According to independent data tracker Inside Airbnb, there were an estimated 41,000 Airbnb listings in New York City as of June 2017. Nearly half of those were for private rooms or homes—the majority of which are illegal under a local law that bans renting an apartment for fewer than 30 days in buildings with three or more units. A broad coalition that includes advocates, elected officials, and the hotel industry have rallied to fight the proliferation of short-term rentals that turn apartments over from permanent residents to transient tourists.
In our tenth Brass Tacks discussion, Patrick Tyrrell, a staff attorney at the nonprofit legal services firm Mobilization for Justice, will lay out the current policies governing short-term rentals in New York, the neighborhood-level impacts of Airbnb, and why campaigns against these de facto hotels have emerged here and around the country.
Ample time for conversation will follow Patrick’s presentation.
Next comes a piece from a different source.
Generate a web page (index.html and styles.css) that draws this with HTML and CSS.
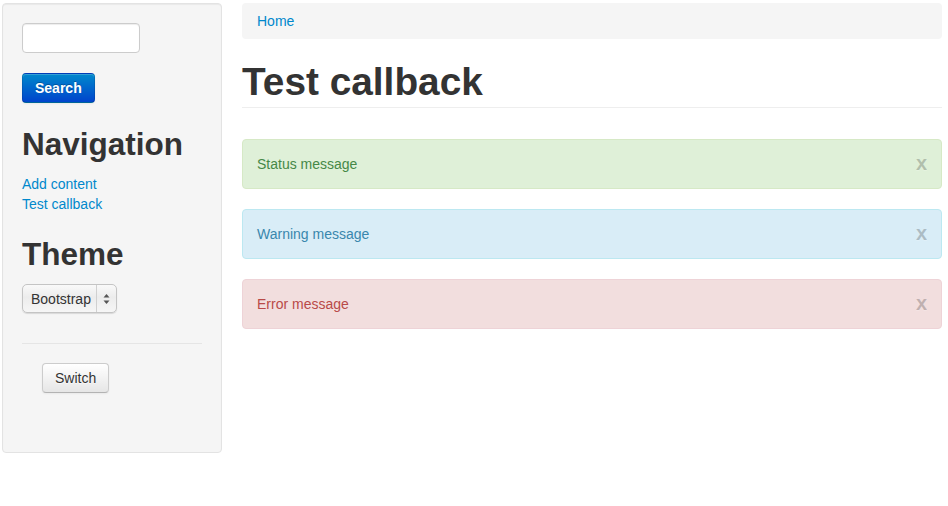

You bring the questions, we’ll supply the experts and the wine.
Patrick Tyrrell is a tenants’ rights staff attorney at the nonprofit legal services and advocacy firm Mobilization for Justice. He believes that every New Yorker deserves innovative, compassionate, and zealous advocacy when it comes to disputes with their landlords. He has represented tenants in New York City Housing Court, Supreme Court, and various administrative hearings. He is a member of the National Lawyers Guild (NLG) and serves on both its National Executive Committee and Housing Committee.
About Housing Brass Tacks
Understanding housing policy, finance, and regulation is daunting. One must wade through a sea of acronyms, untangle public and private interests, trace knotty financial flows, and decrypt complex bureaucracies. Making heads or tails of all this can take a lifetime, but the need to understand is urgent. We all feel New York City’s housing squeeze; increased affordable housing is a centerpiece of our mayor’s agenda; and sweeping changes in housing and community development policy may soon come at the federal level. The Architectural League is here to introduce (or refresh) our housing proficiency. Housing Brass Tacks is an informal discussion series designed as a primer on big ideas and essential mechanics in housing policy and development. We’re getting down to brass tacks: the fundamentals that structure this unwieldy topic.